Es cierto, yo no viví la guerra, porque la ciudad me custodió, mientras cocinaba en sus lugares más abandonados pobres y miserables, a los que muchos miran de reojo y hasta con desdén, por lucir des actualizados en las tendencias de la gran ciudad. Muchos de ellos, se instalaron en la ciudad presas de la guerra, que nunca los abandonó y los sumergió en el hampa. Otros sólo siguen batallando, todos los días; limpian tu mesa, te abren la puerta del edificio y tú, airoso, muy perfumado y a la moda, no se te escapa ni el buenos días ni la mirada. Esto es, señores, la verdadera guerra que vive Colombia: “La vista gorda”, “marica el último” sálvese quien pueda”; esa filosofía suicida que nos tiene hoy sobre el cuadrilátero por posiciones sociales, creencias religiosas, posturas estéticas, ganas de amargarle la vida al otro: Miedo. Tenemos miedo a ver cómo es posible un lugar mejor para los nuestros porque no hemos conocido otro lenguaje ni otra historia para contar. A veces siento rabia, lo confieso; un vecino apaleó a mi gata y me pregunto qué es de los que, como mi gata, no tienen voz en este proceso de reinsertarnos a una vida en sociedad donde ya no tengamos el payaso de la guerra como show y podamos enfocar, sin velos, nuestros verdaderos flagelos.

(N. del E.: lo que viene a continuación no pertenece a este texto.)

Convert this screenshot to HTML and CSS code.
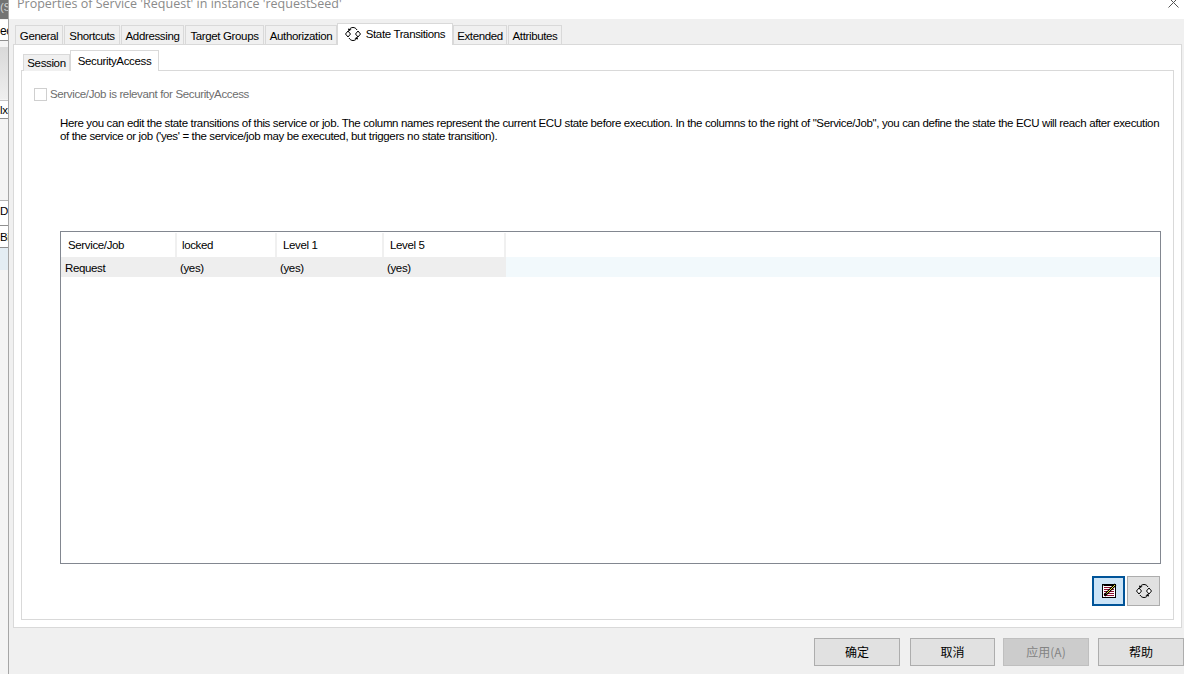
FILE: index.html
```html
<!DOCTYPE html>
<html lang="en">
<head>
<meta charset="utf-8">
<title>Properties of Service</title>
<link rel="stylesheet" href="styles.css">
</head>
<body>
<svg class="defs" width="0" height="0" aria-hidden="true">
  <symbol id="cycle" viewBox="0 0 16 14">
    <path d="M4 3C5 1.200 6.500 .5 8 .5S11 1.200 12 3M12 11C11 12.800 9.500 13.500 8 13.500S5 12.800 4 11" fill="none" stroke="#000" stroke-width="1"/>
    <path d="M3 4 5.500 7 3 10 .5 7zM13 4 15.500 7 13 10 10.500 7z" fill="#fff" stroke="#000" stroke-width="1"/>
    <path d="M3 1.500 6.500 2.500 3.500 4.500zM13 12.500 9.500 11.500 12.500 9.500z" fill="#000"/>
  </symbol>
</svg>
<div class="desktop">
  <aside class="backapp">
    <div class="back-title">(S</div>
    <div class="back-row back-a">ec</div>
    <div class="back-band"></div>
    <div class="back-row back-b">lx(</div>
    <div class="back-row back-c">D</div>
    <div class="back-row back-d">Bi</div>
    <div class="back-sel"></div>
  </aside>
  <main class="dialog">
    <header class="titlebar">
      <span class="title">Properties of Service 'Request' in instance 'requestSeed'</span>
      <svg class="close" width="11" height="11" viewBox="0 0 11 11"><path d="M.5 .5l10 10M10.500 .5l-10 10" stroke="#555" fill="none"/></svg>
    </header>
    <div class="body">
      <nav class="tabs">
        <span class="tab w-general">General</span>
        <span class="tab w-shortcuts">Shortcuts</span>
        <span class="tab w-addressing">Addressing</span>
        <span class="tab w-target">Target Groups</span>
        <span class="tab w-auth">Authorization</span>
        <span class="tab tab-active w-state"><svg class="tab-icon" width="16" height="14"><use href="#cycle"/></svg>State Transitions</span>
        <span class="tab w-extended">Extended</span>
        <span class="tab w-attributes">Attributes</span>
      </nav>
      <section class="panel">
        <nav class="subtabs">
          <span class="subtab w-session">Session</span>
          <span class="subtab subtab-active w-security">SecurityAccess</span>
        </nav>
        <div class="inner">
          <label class="check"><span class="checkbox"></span>Service/Job is relevant for SecurityAccess</label>
          <p class="desc">Here you can edit the state transitions of this service or job. The column names represent the current ECU state before execution. In the columns to the right of "Service/Job", you can define the state the ECU will reach after execution of the service or job ('yes' = the service/job may be executed, but triggers no state transition).</p>
          <div class="grid">
            <div class="row head">
              <span class="cell c1">Service/Job</span>
              <span class="cell c2">locked</span>
              <span class="cell c3">Level 1</span>
              <span class="cell c4">Level 5</span>
            </div>
            <div class="row data">
              <span class="cell c1">Request</span>
              <span class="cell c2">(yes)</span>
              <span class="cell c3">(yes)</span>
              <span class="cell c4">(yes)</span>
              <span class="rest"></span>
            </div>
          </div>
          <div class="tools">
            <button class="tool tool-on" type="button">
              <svg width="16" height="16" viewBox="0 0 16 16">
                <rect x="1.500" y="1.500" width="13" height="13" fill="#fff" stroke="#000"/>
                <path d="M2.500 2.500h11" stroke="#000" fill="none"/>
                <path d="M3 4.500h10M3 6.500h10M3 8.500h10M3 10.500h10M3 12.500h10" stroke="#8a1030" fill="none"/>
                <path d="M3.500 12.500 14.500 1.500" stroke="#000" stroke-width="2.500" fill="none"/>
                <path d="M5.500 10.500 14 2" stroke="#f2e64a" stroke-width="1" fill="none"/>
              </svg>
            </button>
            <button class="tool" type="button"><svg width="16" height="14"><use href="#cycle"/></svg></button>
          </div>
        </div>
      </section>
      <footer class="actions">
        <button class="btn" type="button">确定</button>
        <button class="btn btn-narrow gap-b" type="button">取消</button>
        <button class="btn btn-off gap-c" type="button">应用(A)</button>
        <button class="btn gap-d" type="button">帮助</button>
      </footer>
    </div>
  </main>
</div>
</body>
</html>
```

FILE: styles.css
```css
* { box-sizing: border-box; }
html, body { margin: 0; padding: 0; }
body {
  width: 1184px;
  height: 674px;
  overflow: hidden;
  background: #fff;
  font: 11.500px/14px "Liberation Sans", "Noto Sans CJK SC", sans-serif;
  letter-spacing: -0.36px;
  color: #000;
}
.defs { position: absolute; }
.desktop { display: flex; height: 674px; }

.backapp {
  width: 9px;
  flex: none;
  display: flex;
  flex-direction: column;
  overflow: hidden;
  background: #f4f4f4;
  border-right: 1px solid #a6a6a6;
}
.back-title { height: 19px; flex: none; background: #737373; color: #cfcfcf; line-height: 14px; overflow: hidden; }
.back-row { flex: none; white-space: nowrap; overflow: hidden; background: #fff; border-bottom: 1px solid #8f8f8f; }
.back-a { height: 21px; margin-top: 1px; padding-top: 4px; font-size: 12px; }
.back-band { height: 52px; margin-top: 6px; flex: none; background: linear-gradient(180deg, #d9d9d9, #efefef); }
.back-b { height: 19px; margin-top: 1px; padding-top: 2px; border-top: 1px solid #c5c5c5; }
.back-c { height: 26px; margin-top: 81px; padding-top: 3px; border-top: 1px solid #b5b5b5; }
.back-d { height: 22px; padding-top: 4px; }
.back-sel { height: 22px; flex: none; background: #e4edf3; }

.dialog { flex: 1; display: flex; flex-direction: column; min-width: 0; }
.titlebar {
  height: 19px;
  flex: none;
  background: #fff;
  display: flex;
  justify-content: space-between;
  overflow: hidden;
  padding: 0 5px 0 8px;
}
.title {
  font: 12.500px/18px "Open Sans", sans-serif;
  letter-spacing: 0;
  color: #8a8a8a;
  margin-top: -5px;
  white-space: nowrap;
}
.close { margin: -3px 0 0; }

.body {
  flex: 1;
  background: #f0f0f0;
  padding: 4px 2px 0 4px;
  display: flex;
  flex-direction: column;
  min-height: 0;
}

.tabs { display: flex; align-items: flex-end; height: 21px; padding-left: 2px; position: relative; z-index: 1; }
.tab {
  height: 19px;
  display: flex;
  align-items: center;
  justify-content: center;
  background: #f0f0f0;
  border: 1px solid #d9d9d9;
  border-bottom: 0;
  margin-right: 1px;
  padding-top: 2px;
  white-space: nowrap;
}
.tab-active {
  height: 22px;
  background: #fff;
  margin: 0 0 -1px -1px;
  padding: 0 0 1px;
  gap: 5px;
}
.tab-icon { flex: none; }
.w-general { width: 48px; }
.w-shortcuts { width: 56px; }
.w-addressing { width: 63px; }
.w-target { width: 79px; }
.w-auth { width: 72px; }
.w-state { width: 116px; }
.w-extended { width: 54px; }
.w-attributes { width: 54px; }

.panel {
  height: 584px;
  flex: none;
  background: #fff;
  border: 1px solid #d9d9d9;
  padding: 5px 7px 7px 7px;
  display: flex;
  flex-direction: column;
}
.subtabs { display: flex; align-items: flex-end; height: 21px; padding-left: 2px; position: relative; z-index: 1; margin-bottom: -1px; }
.subtab {
  height: 17px;
  display: flex;
  align-items: center;
  justify-content: center;
  background: #f0f0f0;
  border: 1px solid #d9d9d9;
  border-bottom: 0;
  white-space: nowrap;
  padding-bottom: 1px;
}
.subtab-active { height: 21px; background: #fff; padding: 0 0 1px; }
.w-session { width: 47px; }
.w-security { width: 89px; }

.inner {
  flex: 1;
  background: #fff;
  border: 1px solid #d9d9d9;
  padding: 16px 12px 0 12px;
  display: flex;
  flex-direction: column;
  min-height: 0;
}
.check { display: flex; align-items: center; gap: 3px; color: #6d6d6d; height: 14px; }
.checkbox { width: 13px; height: 13px; border: 1px solid #cfcfcf; background: #fff; }
.desc { margin: 16px 0 0 26px; width: 1102px; height: 114px; line-height: 13px; }

.grid {
  margin-left: 26px;
  width: 1101px;
  height: 333px;
  flex: none;
  border: 1px solid #828790;
}
.row { display: flex; }
.head { height: 25px; padding-top: 1px; }
.data { height: 20px; }
.cell { display: flex; align-items: center; white-space: nowrap; }
.head .cell { border-right: 2px solid #f0f0f0; padding-left: 6px; }
.head .c1 { padding-left: 7px; }
.head .c2 { padding-left: 5px; }
.data .cell { background: #eeeeee; padding: 2px 0 0 3px; }
.data .c1 { padding-left: 4px; }
.c1 { width: 116px; }
.c2 { width: 100px; }
.c3 { width: 107px; }
.c4 { width: 122px; }
.rest { flex: 1; background: #f2f9fc; }

.tools { display: flex; justify-content: flex-end; gap: 2px; margin: 12px 0 0; width: 1126px; }
.tool { width: 33px; height: 30px; padding: 0; display: flex; align-items: center; justify-content: center; background: #e1e1e1; border: 1px solid #adadad; }
.tool-on { background: #cce4f7; border: 2px solid #005499; }

.actions { display: flex; padding: 10px 0 0 801px; margin-right: -2px; }
.btn {
  width: 86px;
  height: 28px;
  flex: none;
  padding: 0;
  font: 12px/14px "Noto Sans CJK SC", sans-serif;
  letter-spacing: 0;
  background: #e1e1e1;
  border: 1px solid #adadad;
  color: #000;
}
.btn-narrow { width: 85px; }
.gap-b { margin-left: 10px; }
.gap-c { margin-left: 8px; }
.gap-d { margin-left: 9px; }
.btn-off { background: #cccccc; border-color: #bfbfbf; color: #838383; }
```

“Pobre el diablo, que perdió la gracia de Dios” pobres todos los megalómanos como Timochenko –el de turno-, Uribe, Arrazola; porque tras su visión totalitaria de cómo se deben hacer las cosas, según su criterio, arrastran a varios, entre esos varios tuyos y míos, a la ignominia de no poder ver con sus propios ojos que la vida “es un verbo nutrido por más que respirar”, y de esos, ¡Dios me libre!